____ Source data

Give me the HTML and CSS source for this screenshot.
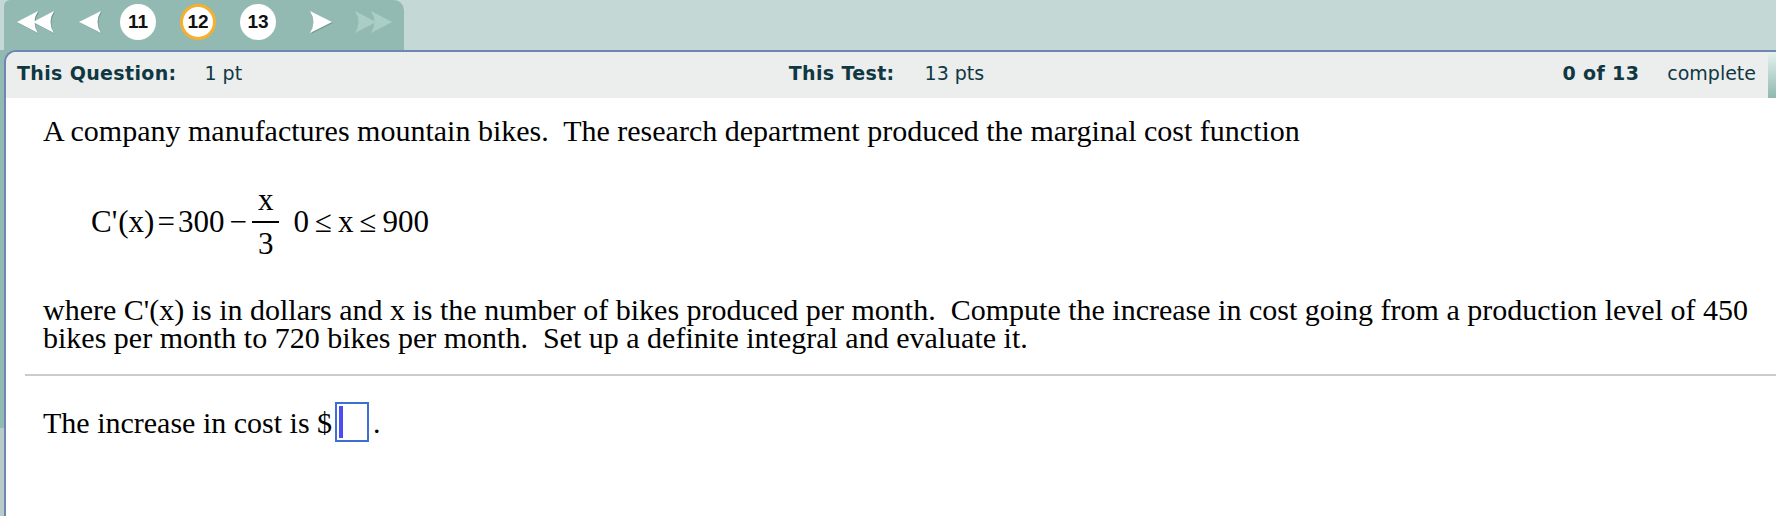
FILE: index.html
```html
<!DOCTYPE html>
<html lang="en">
<head>
<meta charset="utf-8">
<title>Question 12</title>
<link rel="stylesheet" href="styles.css">
</head>
<body>
<div class="topbar">
  <nav class="qnav">
    <span class="arrow first">
      <svg width="42" height="24" viewBox="0 0 42 24"><path d="M0 12 L21 1 Q14 12 21 23 Z"/><path d="M16 12 L37 1 Q30 12 37 23 Z"/></svg>
    </span>
    <span class="arrow prev">
      <svg width="23" height="24" viewBox="0 0 23 24"><path d="M0 12 L22 1 Q15 12 22 23 Z"/></svg>
    </span>
    <span class="qnum">11</span>
    <span class="qnum current">12</span>
    <span class="qnum">13</span>
    <span class="arrow next">
      <svg width="23" height="24" viewBox="0 0 23 24"><path d="M23 12 L1 1 Q8 12 1 23 Z"/></svg>
    </span>
    <span class="arrow last">
      <svg width="42" height="24" viewBox="0 0 42 24"><path d="M26 12 L5 1 Q12 12 5 23 Z"/><path d="M42 12 L21 1 Q28 12 21 23 Z"/></svg>
    </span>
  </nav>
</div>
<div class="main">
  <div class="panel">
    <div class="header">
      <div class="hbar">
        <div class="hcell hleft"><b>This Question:</b><span>1 pt</span></div>
        <div class="hcell hcenter"><b>This Test:</b><span>13 pts</span></div>
        <div class="hcell hright"><b>0 of 13</b><span>complete</span></div>
      </div>
      <div class="hedge"></div>
    </div>
    <div class="question">
      <p class="line1">A company manufactures mountain bikes.&nbsp; The research department produced the marginal cost function</p>
      <div class="formula"><span class="f-lhs">C<span class="prime">'</span>(x)</span><span class="f-op">=</span><span>300</span><span class="f-minus">&minus;</span><span class="frac"><span class="num">x</span><span class="den">3</span></span><span class="f-range">0<span class="f-rel">&le;</span>x<span class="f-rel">&le;</span>900</span></div>
      <p class="para">where C'(x) is in dollars and x is the number of bikes produced per month.&nbsp; Compute the increase in cost going from a production level of 450 bikes per month to 720 bikes per month.&nbsp; Set up a definite integral and evaluate it.</p>
    </div>
    <div class="sep"></div>
    <div class="answer">The increase in cost is $<span class="input"><span class="caret"></span></span>.</div>
  </div>
</div>
</body>
</html>
```
FILE: styles.css
```css
html, body {
  margin: 0;
  padding: 0;
}
body {
  background: #c4d9d6;
  width: 1776px;
  height: 516px;
  overflow: hidden;
}
.topbar {
  height: 50px;
  display: flex;
}
.qnav {
  margin-left: 4px;
  width: 400px;
  height: 50px;
  box-sizing: border-box;
  background: #93bab2;
  border-radius: 6px 10px 0 0;
  display: flex;
  align-items: center;
  padding: 0 0 6px 13px;
}
.arrow {
  display: flex;
  fill: #ffffff;
  filter: drop-shadow(1px 1px 0 rgba(60, 100, 95, 0.35));
}
.arrow.prev { margin-left: 20px; }
.arrow.next { margin-left: 33px; }
.arrow.last { margin-left: 18px; fill: #aacdc5; filter: none; }
.qnum {
  width: 36px;
  height: 36px;
  box-sizing: border-box;
  border-radius: 50%;
  background: #ffffff;
  display: flex;
  align-items: center;
  justify-content: center;
  font-family: "Liberation Sans", Arial, sans-serif;
  font-weight: bold;
  font-size: 19px;
  color: #111111;
  margin-left: 18px;
}
.qnum.current {
  border: 3px solid #f5b02e;
  margin-left: 24px;
}
.qnum.current + .qnum { margin-left: 24px; }

.main {
  padding-left: 4px;
  background: linear-gradient(#93bab2 0, #93bab2 378px, #b7cbc7 378px);
}
.panel {
  background: #ffffff;
  border-top: 2px solid #6f86b1;
  border-left: 2px solid #6f86b1;
  border-top-left-radius: 12px;
  height: 470px;
}
.header {
  display: flex;
  height: 46px;
}
.hbar {
  flex: 1;
  background: #eceeed;
  border-top-left-radius: 10px;
  display: grid;
  grid-template-columns: 1fr auto 1fr;
  align-items: center;
  padding: 0 12px 4px 11px;
  font-family: "DejaVu Sans", Verdana, sans-serif;
  font-size: 19px;
  color: #0f3843;
}
.hcell {
  display: flex;
  gap: 28px;
  white-space: nowrap;
}
.hcell b {
  font-weight: bold;
  letter-spacing: 0.35px;
}
.hcenter { gap: 30px; }
.hright { justify-content: flex-end; }
.hedge {
  width: 8px;
  background: linear-gradient(#e4f3ef, #8fb8ae);
}

.question {
  padding-left: 37px;
  font-family: "Liberation Serif", "Times New Roman", serif;
  font-size: 30px;
  line-height: 28px;
  color: #000000;
}
.question p { margin: 0; }
.line1 { padding-top: 19px; }
.formula {
  margin: 43px 0 0 48px;
  display: flex;
  align-items: center;
  white-space: nowrap;
  font-size: 31px;
}
.prime { margin: 0 1px 0 0; }
.f-op { margin: 0 3px 0 3px; }
.f-minus { margin: 0 5px 0 5px; }
.frac {
  display: flex;
  flex-direction: column;
  align-items: center;
}
.num {
  line-height: 24px;
  padding: 0 6px 9px;
  border-bottom: 2px solid #000;
}
.den {
  line-height: 24px;
  padding-top: 9px;
}
.f-range { margin-left: 14px; }
.f-rel { margin: 0 6px; }
.para {
  margin-top: 40px !important;
  width: 1720px;
}
.sep {
  margin: 22px 0 0 19px;
  height: 2px;
  background: #cccccc;
}
.answer {
  margin-top: 26px;
  padding-left: 37px;
  font-family: "Liberation Serif", "Times New Roman", serif;
  font-size: 30px;
  line-height: 28px;
  color: #000000;
}
.input {
  display: inline-block;
  width: 34px;
  height: 40px;
  box-sizing: border-box;
  border: 2px solid #3d6fd3;
  vertical-align: -9px;
  margin: 0 4px 0 3px;
}
.caret {
  display: block;
  width: 4px;
  height: 32px;
  margin: 2px 0 0 2px;
  background: #4b4cf2;
}
```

________

- _What to do_
Give the data above again in full and unchanged, skipping the pictures.

- _Finished exercise_
Give me the HTML and CSS source for this screenshot.
FILE: index.html
```html
<!DOCTYPE html>
<html lang="en">
<head>
<meta charset="utf-8">
<title>Question 12</title>
<link rel="stylesheet" href="styles.css">
</head>
<body>
<div class="topbar">
  <nav class="qnav">
    <span class="arrow first">
      <svg width="42" height="24" viewBox="0 0 42 24"><path d="M0 12 L21 1 Q14 12 21 23 Z"/><path d="M16 12 L37 1 Q30 12 37 23 Z"/></svg>
    </span>
    <span class="arrow prev">
      <svg width="23" height="24" viewBox="0 0 23 24"><path d="M0 12 L22 1 Q15 12 22 23 Z"/></svg>
    </span>
    <span class="qnum">11</span>
    <span class="qnum current">12</span>
    <span class="qnum">13</span>
    <span class="arrow next">
      <svg width="23" height="24" viewBox="0 0 23 24"><path d="M23 12 L1 1 Q8 12 1 23 Z"/></svg>
    </span>
    <span class="arrow last">
      <svg width="42" height="24" viewBox="0 0 42 24"><path d="M26 12 L5 1 Q12 12 5 23 Z"/><path d="M42 12 L21 1 Q28 12 21 23 Z"/></svg>
    </span>
  </nav>
</div>
<div class="main">
  <div class="panel">
    <div class="header">
      <div class="hbar">
        <div class="hcell hleft"><b>This Question:</b><span>1 pt</span></div>
        <div class="hcell hcenter"><b>This Test:</b><span>13 pts</span></div>
        <div class="hcell hright"><b>0 of 13</b><span>complete</span></div>
      </div>
      <div class="hedge"></div>
    </div>
    <div class="question">
      <p class="line1">A company manufactures mountain bikes.&nbsp; The research department produced the marginal cost function</p>
      <div class="formula"><span class="f-lhs">C<span class="prime">'</span>(x)</span><span class="f-op">=</span><span>300</span><span class="f-minus">&minus;</span><span class="frac"><span class="num">x</span><span class="den">3</span></span><span class="f-range">0<span class="f-rel">&le;</span>x<span class="f-rel">&le;</span>900</span></div>
      <p class="para">where C'(x) is in dollars and x is the number of bikes produced per month.&nbsp; Compute the increase in cost going from a production level of 450 bikes per month to 720 bikes per month.&nbsp; Set up a definite integral and evaluate it.</p>
    </div>
    <div class="sep"></div>
    <div class="answer">The increase in cost is $<span class="input"><span class="caret"></span></span>.</div>
  </div>
</div>
</body>
</html>
```
FILE: styles.css
```css
html, body {
  margin: 0;
  padding: 0;
}
body {
  background: #c4d9d6;
  width: 1776px;
  height: 516px;
  overflow: hidden;
}
.topbar {
  height: 50px;
  display: flex;
}
.qnav {
  margin-left: 4px;
  width: 400px;
  height: 50px;
  box-sizing: border-box;
  background: #93bab2;
  border-radius: 6px 10px 0 0;
  display: flex;
  align-items: center;
  padding: 0 0 6px 13px;
}
.arrow {
  display: flex;
  fill: #ffffff;
  filter: drop-shadow(1px 1px 0 rgba(60, 100, 95, 0.35));
}
.arrow.prev { margin-left: 20px; }
.arrow.next { margin-left: 33px; }
.arrow.last { margin-left: 18px; fill: #aacdc5; filter: none; }
.qnum {
  width: 36px;
  height: 36px;
  box-sizing: border-box;
  border-radius: 50%;
  background: #ffffff;
  display: flex;
  align-items: center;
  justify-content: center;
  font-family: "Liberation Sans", Arial, sans-serif;
  font-weight: bold;
  font-size: 19px;
  color: #111111;
  margin-left: 18px;
}
.qnum.current {
  border: 3px solid #f5b02e;
  margin-left: 24px;
}
.qnum.current + .qnum { margin-left: 24px; }

.main {
  padding-left: 4px;
  background: linear-gradient(#93bab2 0, #93bab2 378px, #b7cbc7 378px);
}
.panel {
  background: #ffffff;
  border-top: 2px solid #6f86b1;
  border-left: 2px solid #6f86b1;
  border-top-left-radius: 12px;
  height: 470px;
}
.header {
  display: flex;
  height: 46px;
}
.hbar {
  flex: 1;
  background: #eceeed;
  border-top-left-radius: 10px;
  display: grid;
  grid-template-columns: 1fr auto 1fr;
  align-items: center;
  padding: 0 12px 4px 11px;
  font-family: "DejaVu Sans", Verdana, sans-serif;
  font-size: 19px;
  color: #0f3843;
}
.hcell {
  display: flex;
  gap: 28px;
  white-space: nowrap;
}
.hcell b {
  font-weight: bold;
  letter-spacing: 0.35px;
}
.hcenter { gap: 30px; }
.hright { justify-content: flex-end; }
.hedge {
  width: 8px;
  background: linear-gradient(#e4f3ef, #8fb8ae);
}

.question {
  padding-left: 37px;
  font-family: "Liberation Serif", "Times New Roman", serif;
  font-size: 30px;
  line-height: 28px;
  color: #000000;
}
.question p { margin: 0; }
.line1 { padding-top: 19px; }
.formula {
  margin: 43px 0 0 48px;
  display: flex;
  align-items: center;
  white-space: nowrap;
  font-size: 31px;
}
.prime { margin: 0 1px 0 0; }
.f-op { margin: 0 3px 0 3px; }
.f-minus { margin: 0 5px 0 5px; }
.frac {
  display: flex;
  flex-direction: column;
  align-items: center;
}
.num {
  line-height: 24px;
  padding: 0 6px 9px;
  border-bottom: 2px solid #000;
}
.den {
  line-height: 24px;
  padding-top: 9px;
}
.f-range { margin-left: 14px; }
.f-rel { margin: 0 6px; }
.para {
  margin-top: 40px !important;
  width: 1720px;
}
.sep {
  margin: 22px 0 0 19px;
  height: 2px;
  background: #cccccc;
}
.answer {
  margin-top: 26px;
  padding-left: 37px;
  font-family: "Liberation Serif", "Times New Roman", serif;
  font-size: 30px;
  line-height: 28px;
  color: #000000;
}
.input {
  display: inline-block;
  width: 34px;
  height: 40px;
  box-sizing: border-box;
  border: 2px solid #3d6fd3;
  vertical-align: -9px;
  margin: 0 4px 0 3px;
}
.caret {
  display: block;
  width: 4px;
  height: 32px;
  margin: 2px 0 0 2px;
  background: #4b4cf2;
}
```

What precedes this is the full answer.